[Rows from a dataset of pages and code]
--- begin ---

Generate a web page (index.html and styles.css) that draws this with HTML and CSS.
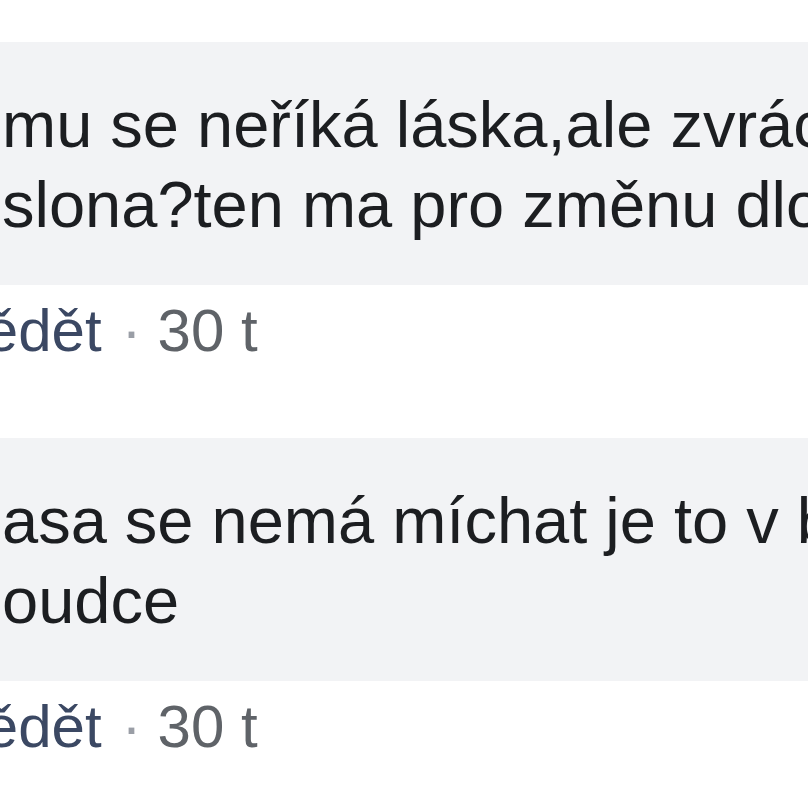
FILE: index.html
```html
<!DOCTYPE html>
<html lang="cs">
<head>
  <meta charset="UTF-8" />
  <meta name="viewport" content="width=device-width, initial-scale=1.0" />
  <title>Komentáře</title>
  <link rel="stylesheet" href="styles.css">
</head>
<body>
  <div class="thread">
    <div class="comment">
      <div class="bubble">
        <span class="text">mu se neříká láska,ale zvrácenost<br>slona?ten ma pro změnu dlouhý</span>
      </div>
      <div class="actions">
        <a href="#" class="reply">Odpovědět</a><span class="dot">·</span><span class="time">30 t</span>
      </div>
    </div>

    <div class="comment">
      <div class="bubble">
        <span class="text">asa se nemá míchat je to v bibli<br>oudce</span>
      </div>
      <div class="actions">
        <a href="#" class="reply">Odpovědět</a><span class="dot">·</span><span class="time">30 t</span>
      </div>
    </div>
  </div>
</body>
</html>
```

FILE: styles.css
```css
html, body {
  margin: 0;
  padding: 0;
  background: #fff;
  overflow: hidden;
}
body {
  font-family: "Liberation Sans", Arial, sans-serif;
  color: #1c1e21;
}
.thread {
  padding-top: 42px;
  width: 1400px;
}
.comment {
  margin-bottom: 67px;
}
.bubble {
  background: #f2f3f5;
  padding: 43px 0 40px 2px;
  font-size: 65px;
  line-height: 80px;
  white-space: nowrap;
}
.actions {
  margin-top: 6px;
  margin-left: -192px;
  font-size: 60px;
  line-height: 80px;
  white-space: nowrap;
}
.reply {
  color: #3b4863;
  text-decoration: none;
}
.dot {
  color: #9a9ea6;
  padding: 0 16px 0 20px;
}
.time {
  color: #5f6368;
}
```
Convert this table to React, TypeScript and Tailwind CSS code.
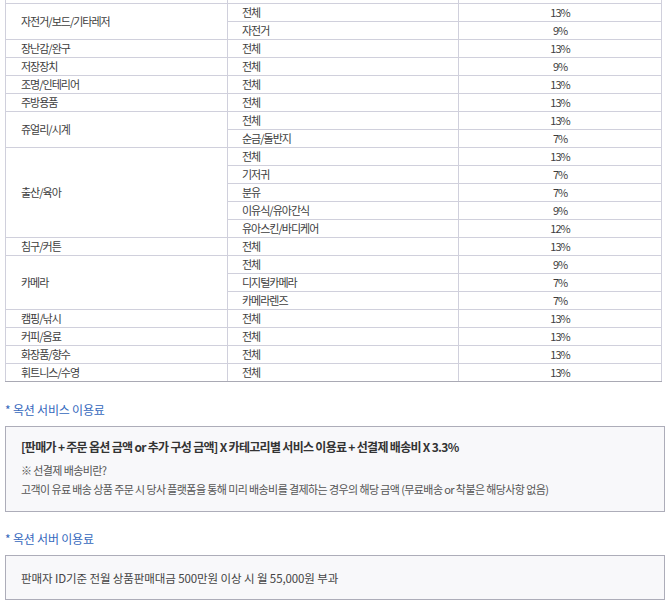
import React from 'react';

type Row = { cat: string; subs: [string, string][] };

const rows: Row[] = [
  { cat: '자전거/보드/기타레저', subs: [['전체', '13%'], ['자전거', '9%']] },
  { cat: '장난감/완구', subs: [['전체', '13%']] },
  { cat: '저장장치', subs: [['전체', '9%']] },
  { cat: '조명/인테리어', subs: [['전체', '13%']] },
  { cat: '주방용품', subs: [['전체', '13%']] },
  { cat: '쥬얼리/시계', subs: [['전체', '13%'], ['순금/돌반지', '7%']] },
  {
    cat: '출산/육아',
    subs: [
      ['전체', '13%'],
      ['기저귀', '7%'],
      ['분유', '7%'],
      ['이유식/유아간식', '9%'],
      ['유아스킨/바디케어', '12%'],
    ],
  },
  { cat: '침구/커튼', subs: [['전체', '13%']] },
  { cat: '카메라', subs: [['전체', '9%'], ['디지털카메라', '7%'], ['카메라렌즈', '7%']] },
  { cat: '캠핑/낚시', subs: [['전체', '13%']] },
  { cat: '커피/음료', subs: [['전체', '13%']] },
  { cat: '화장품/향수', subs: [['전체', '13%']] },
  { cat: '휘트니스/수영', subs: [['전체', '13%']] },
];

const cell = 'h-[18px] p-0 border border-[#d0d0dc] align-middle';

export default function App() {
  const last = rows.length - 1;
  return (
    <div
      className="bg-white text-[#3d3d3d] pl-[5px] w-[670px] h-[606px] overflow-hidden"
      style={{ fontFamily: '"Noto Sans CJK KR", "Noto Sans", sans-serif' }}
    >
      <table className="w-[656px] border-collapse table-fixed text-[11px] leading-[16px] tracking-[-1px]">
        <colgroup>
          <col className="w-[222px]" />
          <col className="w-[231px]" />
          <col className="w-[203px]" />
        </colgroup>
        <tbody>
          <tr>
            <td className="h-[3px] p-0 border border-t-0 border-[#d0d0dc]" />
            <td className="h-[3px] p-0 border border-t-0 border-[#d0d0dc]" />
            <td className="h-[3px] p-0 border border-t-0 border-[#d0d0dc]" />
          </tr>
          {rows.map((r, i) =>
            r.subs.map(([sub, rate], j) => {
              const bottom = i === last ? 'border-b-[#a9a9b4]' : '';
              return (
                <tr key={`${i}-${j}`}>
                  {j === 0 && (
                    <td rowSpan={r.subs.length} className={`${cell} ${bottom} pl-[15px]`}>
                      {r.cat}
                    </td>
                  )}
                  <td className={`${cell} ${bottom} pl-[14px]`}>{sub}</td>
                  <td className={`${cell} ${bottom} text-center`}>{rate}</td>
                </tr>
              );
            })
          )}
        </tbody>
      </table>

      <h3 className="mt-[20px] text-[12px] leading-[16px] tracking-[-0.2px] text-[#3568bd] font-normal">
        * 옥션 서비스 이용료
      </h3>
      <div className="mt-[8px] w-[660px] border border-[#adadb9] bg-[#f8f8fa] pt-[12px] pb-[12px] px-[15px]">
        <p className="text-[12px] leading-[16px] font-bold tracking-[-0.7px] text-[#333]">
          [판매가 + 주문 옵션 금액 or 추가 구성 금액] X 카테고리별 서비스 이용료 + 선결제 배송비 X 3.3%
        </p>
        <div className="mt-[6px] text-[11px] leading-[19px] tracking-[-0.6px] text-[#555]">
          <p>※ 선결제 배송비란?</p>
          <p>고객이 유료 배송 상품 주문 시 당사 플랫폼을 통해 미리 배송비를 결제하는 경우의 해당 금액 (무료배송 or 착불은 해당사항 없음)</p>
        </div>
      </div>

      <h3 className="mt-[19px] text-[12px] leading-[16px] tracking-[-0.2px] text-[#3568bd] font-normal">
        * 옥션 서버 이용료
      </h3>
      <div className="mt-[8px] w-[660px] border border-[#adadb9] bg-[#f8f8fa] pt-[14px] pb-[13px] px-[15px]">
        <p className="text-[11.5px] leading-[16px] tracking-[-0.1px] text-[#444]">
          판매자 ID기준 전월 상품판매대금 500만원 이상 시 월 55,000원 부과
        </p>
      </div>
    </div>
  );
}
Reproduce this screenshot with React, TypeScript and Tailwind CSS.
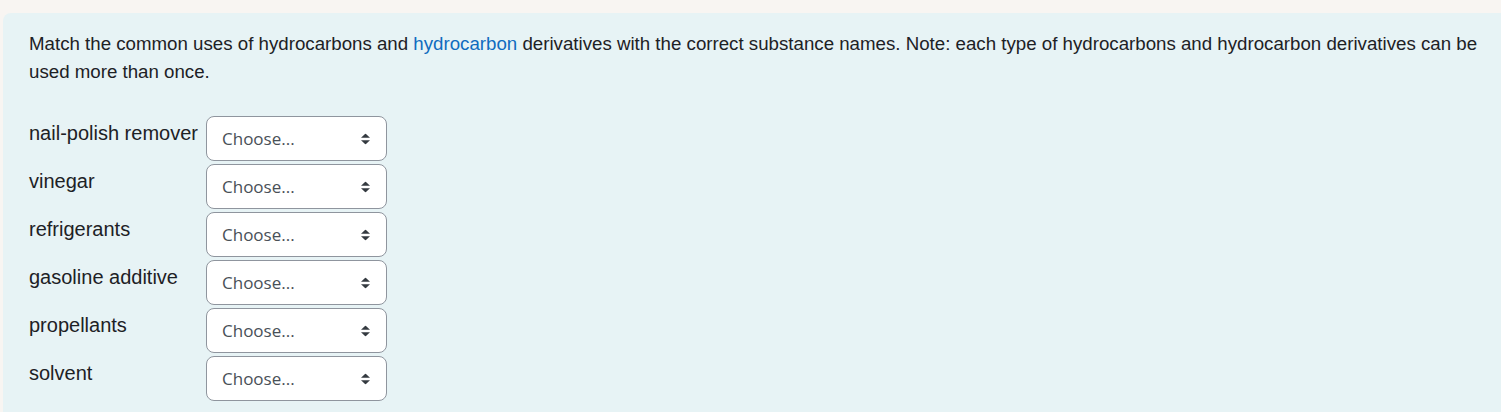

--- end ---

EXERCISE TASK » Quote the preceding listing precisely and completely, omitting its images.

COMPLETE OUTPUT »
Generate a web page (index.html and styles.css) that draws this with HTML and CSS.
FILE: index.html
```html
<!DOCTYPE html>
<html lang="cs">
<head>
  <meta charset="UTF-8" />
  <meta name="viewport" content="width=device-width, initial-scale=1.0" />
  <title>Komentáře</title>
  <link rel="stylesheet" href="styles.css">
</head>
<body>
  <div class="thread">
    <div class="comment">
      <div class="bubble">
        <span class="text">mu se neříká láska,ale zvrácenost<br>slona?ten ma pro změnu dlouhý</span>
      </div>
      <div class="actions">
        <a href="#" class="reply">Odpovědět</a><span class="dot">·</span><span class="time">30 t</span>
      </div>
    </div>

    <div class="comment">
      <div class="bubble">
        <span class="text">asa se nemá míchat je to v bibli<br>oudce</span>
      </div>
      <div class="actions">
        <a href="#" class="reply">Odpovědět</a><span class="dot">·</span><span class="time">30 t</span>
      </div>
    </div>
  </div>
</body>
</html>
```

FILE: styles.css
```css
html, body {
  margin: 0;
  padding: 0;
  background: #fff;
  overflow: hidden;
}
body {
  font-family: "Liberation Sans", Arial, sans-serif;
  color: #1c1e21;
}
.thread {
  padding-top: 42px;
  width: 1400px;
}
.comment {
  margin-bottom: 67px;
}
.bubble {
  background: #f2f3f5;
  padding: 43px 0 40px 2px;
  font-size: 65px;
  line-height: 80px;
  white-space: nowrap;
}
.actions {
  margin-top: 6px;
  margin-left: -192px;
  font-size: 60px;
  line-height: 80px;
  white-space: nowrap;
}
.reply {
  color: #3b4863;
  text-decoration: none;
}
.dot {
  color: #9a9ea6;
  padding: 0 16px 0 20px;
}
.time {
  color: #5f6368;
}
```
Convert this table to React, TypeScript and Tailwind CSS code.
import React from 'react';

type Row = { cat: string; subs: [string, string][] };

const rows: Row[] = [
  { cat: '자전거/보드/기타레저', subs: [['전체', '13%'], ['자전거', '9%']] },
  { cat: '장난감/완구', subs: [['전체', '13%']] },
  { cat: '저장장치', subs: [['전체', '9%']] },
  { cat: '조명/인테리어', subs: [['전체', '13%']] },
  { cat: '주방용품', subs: [['전체', '13%']] },
  { cat: '쥬얼리/시계', subs: [['전체', '13%'], ['순금/돌반지', '7%']] },
  {
    cat: '출산/육아',
    subs: [
      ['전체', '13%'],
      ['기저귀', '7%'],
      ['분유', '7%'],
      ['이유식/유아간식', '9%'],
      ['유아스킨/바디케어', '12%'],
    ],
  },
  { cat: '침구/커튼', subs: [['전체', '13%']] },
  { cat: '카메라', subs: [['전체', '9%'], ['디지털카메라', '7%'], ['카메라렌즈', '7%']] },
  { cat: '캠핑/낚시', subs: [['전체', '13%']] },
  { cat: '커피/음료', subs: [['전체', '13%']] },
  { cat: '화장품/향수', subs: [['전체', '13%']] },
  { cat: '휘트니스/수영', subs: [['전체', '13%']] },
];

const cell = 'h-[18px] p-0 border border-[#d0d0dc] align-middle';

export default function App() {
  const last = rows.length - 1;
  return (
    <div
      className="bg-white text-[#3d3d3d] pl-[5px] w-[670px] h-[606px] overflow-hidden"
      style={{ fontFamily: '"Noto Sans CJK KR", "Noto Sans", sans-serif' }}
    >
      <table className="w-[656px] border-collapse table-fixed text-[11px] leading-[16px] tracking-[-1px]">
        <colgroup>
          <col className="w-[222px]" />
          <col className="w-[231px]" />
          <col className="w-[203px]" />
        </colgroup>
        <tbody>
          <tr>
            <td className="h-[3px] p-0 border border-t-0 border-[#d0d0dc]" />
            <td className="h-[3px] p-0 border border-t-0 border-[#d0d0dc]" />
            <td className="h-[3px] p-0 border border-t-0 border-[#d0d0dc]" />
          </tr>
          {rows.map((r, i) =>
            r.subs.map(([sub, rate], j) => {
              const bottom = i === last ? 'border-b-[#a9a9b4]' : '';
              return (
                <tr key={`${i}-${j}`}>
                  {j === 0 && (
                    <td rowSpan={r.subs.length} className={`${cell} ${bottom} pl-[15px]`}>
                      {r.cat}
                    </td>
                  )}
                  <td className={`${cell} ${bottom} pl-[14px]`}>{sub}</td>
                  <td className={`${cell} ${bottom} text-center`}>{rate}</td>
                </tr>
              );
            })
          )}
        </tbody>
      </table>

      <h3 className="mt-[20px] text-[12px] leading-[16px] tracking-[-0.2px] text-[#3568bd] font-normal">
        * 옥션 서비스 이용료
      </h3>
      <div className="mt-[8px] w-[660px] border border-[#adadb9] bg-[#f8f8fa] pt-[12px] pb-[12px] px-[15px]">
        <p className="text-[12px] leading-[16px] font-bold tracking-[-0.7px] text-[#333]">
          [판매가 + 주문 옵션 금액 or 추가 구성 금액] X 카테고리별 서비스 이용료 + 선결제 배송비 X 3.3%
        </p>
        <div className="mt-[6px] text-[11px] leading-[19px] tracking-[-0.6px] text-[#555]">
          <p>※ 선결제 배송비란?</p>
          <p>고객이 유료 배송 상품 주문 시 당사 플랫폼을 통해 미리 배송비를 결제하는 경우의 해당 금액 (무료배송 or 착불은 해당사항 없음)</p>
        </div>
      </div>

      <h3 className="mt-[19px] text-[12px] leading-[16px] tracking-[-0.2px] text-[#3568bd] font-normal">
        * 옥션 서버 이용료
      </h3>
      <div className="mt-[8px] w-[660px] border border-[#adadb9] bg-[#f8f8fa] pt-[14px] pb-[13px] px-[15px]">
        <p className="text-[11.5px] leading-[16px] tracking-[-0.1px] text-[#444]">
          판매자 ID기준 전월 상품판매대금 500만원 이상 시 월 55,000원 부과
        </p>
      </div>
    </div>
  );
}
Reproduce this screenshot with React, TypeScript and Tailwind CSS.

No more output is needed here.